The leaked draft was published by Politico with an opinion on the Dobbs v. Jackson Women’s Health Organization case, but the final draft is not expected to be published until the end of June. Until the publication, Supreme Court justices can change their opinion prior to the final decision being issued. 

“Roe was egregiously wrong from the start,” Alito wrote. “Its reasoning was exceptionally weak, and the decision has had damaging consequences. And far from bringing about a national settlement of the abortion issue, Roe and Casey have enflamed debate and deepened division.”

Chief Justice John Roberts has initiated an investigation into the leak as members of the Supreme Court begin to speak out about the “unspeakable breach of trust.”

“When you lose that trust, especially in the institution that I’m in, it changes the institution fundamentally,” Justice Clarence Thomas said. “You begin to look over your shoulder. It’s like kind of an infidelity that you can explain it, but you can’t undo it.”

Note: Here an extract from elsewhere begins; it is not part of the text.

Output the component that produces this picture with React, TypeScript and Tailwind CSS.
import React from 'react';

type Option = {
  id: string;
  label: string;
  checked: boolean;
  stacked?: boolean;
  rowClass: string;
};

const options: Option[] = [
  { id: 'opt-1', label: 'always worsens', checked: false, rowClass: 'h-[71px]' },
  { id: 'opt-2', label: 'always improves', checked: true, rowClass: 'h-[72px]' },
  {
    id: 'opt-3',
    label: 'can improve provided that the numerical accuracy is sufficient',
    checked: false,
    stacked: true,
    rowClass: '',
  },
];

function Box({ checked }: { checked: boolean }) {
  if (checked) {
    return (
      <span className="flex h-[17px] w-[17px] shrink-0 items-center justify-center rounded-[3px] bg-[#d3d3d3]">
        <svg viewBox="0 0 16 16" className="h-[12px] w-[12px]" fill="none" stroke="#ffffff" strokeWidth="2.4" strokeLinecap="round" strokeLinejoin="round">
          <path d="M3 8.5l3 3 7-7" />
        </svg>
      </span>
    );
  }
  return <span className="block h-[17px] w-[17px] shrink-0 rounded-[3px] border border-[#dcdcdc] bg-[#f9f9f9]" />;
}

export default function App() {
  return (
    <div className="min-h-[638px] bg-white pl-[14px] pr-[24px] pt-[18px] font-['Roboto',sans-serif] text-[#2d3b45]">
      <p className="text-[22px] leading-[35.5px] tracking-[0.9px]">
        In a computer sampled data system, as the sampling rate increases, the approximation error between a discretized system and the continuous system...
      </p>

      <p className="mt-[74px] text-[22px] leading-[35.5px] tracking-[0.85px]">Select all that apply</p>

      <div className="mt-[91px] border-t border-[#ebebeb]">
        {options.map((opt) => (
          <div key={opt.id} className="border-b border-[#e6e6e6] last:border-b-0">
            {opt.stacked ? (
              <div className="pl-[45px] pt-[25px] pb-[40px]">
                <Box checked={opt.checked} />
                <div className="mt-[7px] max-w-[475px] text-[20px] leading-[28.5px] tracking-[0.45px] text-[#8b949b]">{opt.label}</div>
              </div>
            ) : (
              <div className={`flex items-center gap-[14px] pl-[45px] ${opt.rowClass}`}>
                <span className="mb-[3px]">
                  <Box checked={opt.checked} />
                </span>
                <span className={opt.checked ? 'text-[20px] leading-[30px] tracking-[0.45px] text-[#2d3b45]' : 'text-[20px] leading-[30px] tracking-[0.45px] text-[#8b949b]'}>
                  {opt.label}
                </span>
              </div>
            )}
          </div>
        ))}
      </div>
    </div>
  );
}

Although the overturning of Roe. v. Wade would does not mean all 50 states will ban the medical procedure, other states could place restrictions on abortions, thus lowering their access to patients. 

“It’s important to understand that the long-term agenda of abortion opponents doesn’t end with overturning Roe,” Brigitte Amiri, deputy director of the ACLU’s Reproductive Freedom Project, said. “What they want is a nationwide ban on abortion. So if you’re in a state like New York or California, where you believe you will have access to abortion even if Roe is overturned, that is true in the short term. But the plan from abortion opponents is to continue to push for a nationwide ban, so that could change.

Since the draft was leaked, the public has erupted into protests against abortion restrictions to rally in support of reproductive rights. 

“I don’t want to be a 15-year-old that’s pregnant,” 11-year old Isla Grant-Reyes said during a protest in Brooklyn. “That’s your choice, and it should be your choice. I’m here because I deserve rights.”

Talk about reproductive rights has centered around the concept of pro-life versus pro-choice, the difference being that like latter advocates for the legalization of abortion as a fundamental human right to those who choose that path for themselves. 

“Abortion is deeply personal and the government should not be allowed to dictate what happens with someone’s body,” sophomore Savanna Riddick said. “Pro-choice does not mean pro-abortion.”

Moving forward, reproductive rights advocates continue to protest and stay engaged in the uproar as more information about the leaked Supreme Court draft that will arguably change the course of history is released.